→ **WHAT YOU ARE ASKED TO DO**: Search the listing below for the string "index" and show each line that contains it.

→ **RECORDED INFORMATION**:
-- Start --
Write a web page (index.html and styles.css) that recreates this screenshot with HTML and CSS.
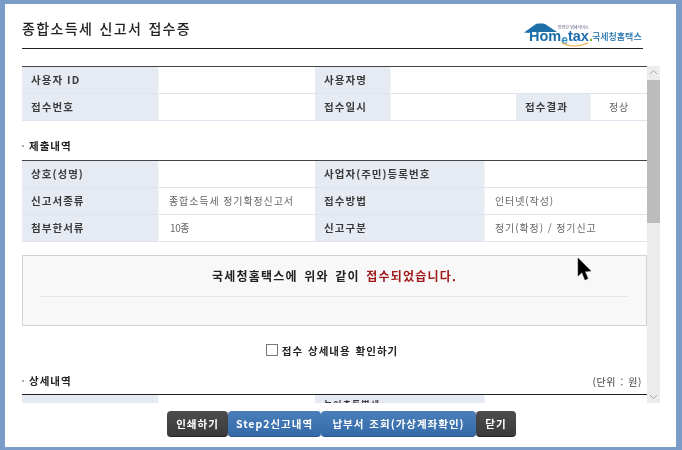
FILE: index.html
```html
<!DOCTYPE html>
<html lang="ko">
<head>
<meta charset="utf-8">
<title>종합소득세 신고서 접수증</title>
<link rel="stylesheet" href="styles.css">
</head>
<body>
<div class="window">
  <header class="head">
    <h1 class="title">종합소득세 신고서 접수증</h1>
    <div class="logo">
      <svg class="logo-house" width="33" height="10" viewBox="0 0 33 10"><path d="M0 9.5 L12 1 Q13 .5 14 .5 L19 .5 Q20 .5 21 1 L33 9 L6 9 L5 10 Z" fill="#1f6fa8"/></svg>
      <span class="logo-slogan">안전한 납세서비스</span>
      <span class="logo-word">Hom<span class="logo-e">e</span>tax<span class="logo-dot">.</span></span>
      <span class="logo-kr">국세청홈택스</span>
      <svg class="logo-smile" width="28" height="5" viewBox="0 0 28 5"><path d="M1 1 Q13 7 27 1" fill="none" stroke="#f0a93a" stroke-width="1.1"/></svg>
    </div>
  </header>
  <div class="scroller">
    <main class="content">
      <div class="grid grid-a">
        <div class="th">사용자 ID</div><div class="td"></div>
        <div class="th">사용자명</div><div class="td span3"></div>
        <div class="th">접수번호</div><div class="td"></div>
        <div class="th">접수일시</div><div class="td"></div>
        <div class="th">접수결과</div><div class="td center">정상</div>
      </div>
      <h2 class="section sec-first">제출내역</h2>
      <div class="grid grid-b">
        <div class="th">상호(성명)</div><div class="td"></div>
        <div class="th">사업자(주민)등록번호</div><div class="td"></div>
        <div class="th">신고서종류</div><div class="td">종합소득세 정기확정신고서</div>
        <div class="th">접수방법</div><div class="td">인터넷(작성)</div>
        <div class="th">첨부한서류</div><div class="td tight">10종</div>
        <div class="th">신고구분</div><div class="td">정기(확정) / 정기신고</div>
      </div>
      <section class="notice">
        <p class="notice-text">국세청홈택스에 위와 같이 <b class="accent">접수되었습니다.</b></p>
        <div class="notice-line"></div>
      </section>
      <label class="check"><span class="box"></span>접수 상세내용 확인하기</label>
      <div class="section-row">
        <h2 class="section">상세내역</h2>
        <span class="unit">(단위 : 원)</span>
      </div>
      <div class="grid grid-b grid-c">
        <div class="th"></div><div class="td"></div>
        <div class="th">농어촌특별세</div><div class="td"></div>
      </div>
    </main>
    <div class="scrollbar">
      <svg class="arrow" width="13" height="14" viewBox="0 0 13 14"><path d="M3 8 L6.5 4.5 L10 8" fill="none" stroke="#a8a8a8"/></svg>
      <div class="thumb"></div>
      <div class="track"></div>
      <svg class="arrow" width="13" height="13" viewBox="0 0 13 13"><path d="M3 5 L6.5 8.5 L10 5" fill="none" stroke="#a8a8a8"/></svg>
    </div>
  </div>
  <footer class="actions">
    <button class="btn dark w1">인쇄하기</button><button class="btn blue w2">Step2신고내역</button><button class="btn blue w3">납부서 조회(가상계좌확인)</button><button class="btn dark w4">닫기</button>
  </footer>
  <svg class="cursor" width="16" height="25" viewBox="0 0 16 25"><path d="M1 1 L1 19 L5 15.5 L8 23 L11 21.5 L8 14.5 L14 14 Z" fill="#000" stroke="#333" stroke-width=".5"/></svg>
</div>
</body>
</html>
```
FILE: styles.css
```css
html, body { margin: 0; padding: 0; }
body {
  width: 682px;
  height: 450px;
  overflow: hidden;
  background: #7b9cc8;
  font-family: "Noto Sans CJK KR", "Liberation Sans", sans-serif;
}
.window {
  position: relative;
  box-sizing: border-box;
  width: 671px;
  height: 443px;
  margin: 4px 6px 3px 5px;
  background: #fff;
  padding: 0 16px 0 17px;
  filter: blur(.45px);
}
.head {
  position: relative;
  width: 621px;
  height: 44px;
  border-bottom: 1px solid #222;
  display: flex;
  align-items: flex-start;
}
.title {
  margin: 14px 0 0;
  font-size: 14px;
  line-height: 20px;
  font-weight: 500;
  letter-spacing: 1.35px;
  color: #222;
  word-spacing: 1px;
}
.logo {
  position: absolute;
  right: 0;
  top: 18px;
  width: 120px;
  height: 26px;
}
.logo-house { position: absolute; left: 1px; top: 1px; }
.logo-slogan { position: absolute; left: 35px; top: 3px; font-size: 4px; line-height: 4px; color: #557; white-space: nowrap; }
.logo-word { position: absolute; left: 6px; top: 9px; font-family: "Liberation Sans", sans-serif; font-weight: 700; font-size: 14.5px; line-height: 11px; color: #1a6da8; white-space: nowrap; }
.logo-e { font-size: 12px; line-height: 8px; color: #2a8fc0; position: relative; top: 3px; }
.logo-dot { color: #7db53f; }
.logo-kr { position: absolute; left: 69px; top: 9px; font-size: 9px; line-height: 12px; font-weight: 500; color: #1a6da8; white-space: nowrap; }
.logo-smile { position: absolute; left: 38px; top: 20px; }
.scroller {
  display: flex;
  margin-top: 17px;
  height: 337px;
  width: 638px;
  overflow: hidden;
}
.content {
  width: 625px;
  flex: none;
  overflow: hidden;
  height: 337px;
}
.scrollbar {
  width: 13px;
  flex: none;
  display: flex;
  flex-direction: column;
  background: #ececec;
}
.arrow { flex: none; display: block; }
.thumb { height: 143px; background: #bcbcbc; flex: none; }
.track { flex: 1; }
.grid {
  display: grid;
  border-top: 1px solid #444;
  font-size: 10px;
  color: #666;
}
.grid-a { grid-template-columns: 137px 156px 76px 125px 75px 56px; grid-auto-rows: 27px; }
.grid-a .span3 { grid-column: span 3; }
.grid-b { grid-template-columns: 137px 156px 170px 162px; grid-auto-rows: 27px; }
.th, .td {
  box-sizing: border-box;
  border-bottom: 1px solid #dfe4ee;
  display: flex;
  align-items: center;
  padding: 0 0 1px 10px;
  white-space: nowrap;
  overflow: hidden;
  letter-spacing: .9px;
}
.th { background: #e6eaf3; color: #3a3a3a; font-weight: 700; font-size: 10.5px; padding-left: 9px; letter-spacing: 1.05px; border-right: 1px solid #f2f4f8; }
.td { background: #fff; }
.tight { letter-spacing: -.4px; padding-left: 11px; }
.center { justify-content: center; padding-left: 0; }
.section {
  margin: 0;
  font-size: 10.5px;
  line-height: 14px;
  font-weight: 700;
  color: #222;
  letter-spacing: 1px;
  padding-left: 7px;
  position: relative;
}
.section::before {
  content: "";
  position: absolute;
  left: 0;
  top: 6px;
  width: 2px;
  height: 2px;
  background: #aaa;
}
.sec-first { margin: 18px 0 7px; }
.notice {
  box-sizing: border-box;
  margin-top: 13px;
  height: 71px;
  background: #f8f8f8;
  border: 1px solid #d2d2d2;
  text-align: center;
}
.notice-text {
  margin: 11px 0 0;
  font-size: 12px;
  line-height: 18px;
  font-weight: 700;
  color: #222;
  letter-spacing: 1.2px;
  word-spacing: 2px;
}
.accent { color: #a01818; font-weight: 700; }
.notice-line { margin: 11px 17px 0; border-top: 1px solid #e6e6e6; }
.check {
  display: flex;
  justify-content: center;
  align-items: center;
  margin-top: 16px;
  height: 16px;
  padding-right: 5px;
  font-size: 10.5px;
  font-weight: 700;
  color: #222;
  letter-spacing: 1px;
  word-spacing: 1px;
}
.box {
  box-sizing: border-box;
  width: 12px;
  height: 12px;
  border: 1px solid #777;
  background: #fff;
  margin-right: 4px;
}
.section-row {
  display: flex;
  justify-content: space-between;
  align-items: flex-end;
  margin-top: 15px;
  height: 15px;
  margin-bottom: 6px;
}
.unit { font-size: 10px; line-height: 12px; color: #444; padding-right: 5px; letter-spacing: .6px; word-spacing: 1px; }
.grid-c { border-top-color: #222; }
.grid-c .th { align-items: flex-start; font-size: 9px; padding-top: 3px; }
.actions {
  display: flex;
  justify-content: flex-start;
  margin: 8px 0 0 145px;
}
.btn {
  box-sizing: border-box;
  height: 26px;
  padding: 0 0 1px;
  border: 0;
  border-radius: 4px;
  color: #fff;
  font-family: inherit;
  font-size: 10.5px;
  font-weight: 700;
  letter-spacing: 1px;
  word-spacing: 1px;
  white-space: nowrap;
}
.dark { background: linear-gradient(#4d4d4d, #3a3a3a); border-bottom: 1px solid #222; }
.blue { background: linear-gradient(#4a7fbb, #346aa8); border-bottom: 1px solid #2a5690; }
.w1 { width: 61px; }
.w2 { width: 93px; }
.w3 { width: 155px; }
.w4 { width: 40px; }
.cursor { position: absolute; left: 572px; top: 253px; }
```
-- End --
→ **ANSWER TO THE PROBLEM**:
Write a web page (index.html and styles.css) that recreates this screenshot with HTML and CSS.
FILE: index.html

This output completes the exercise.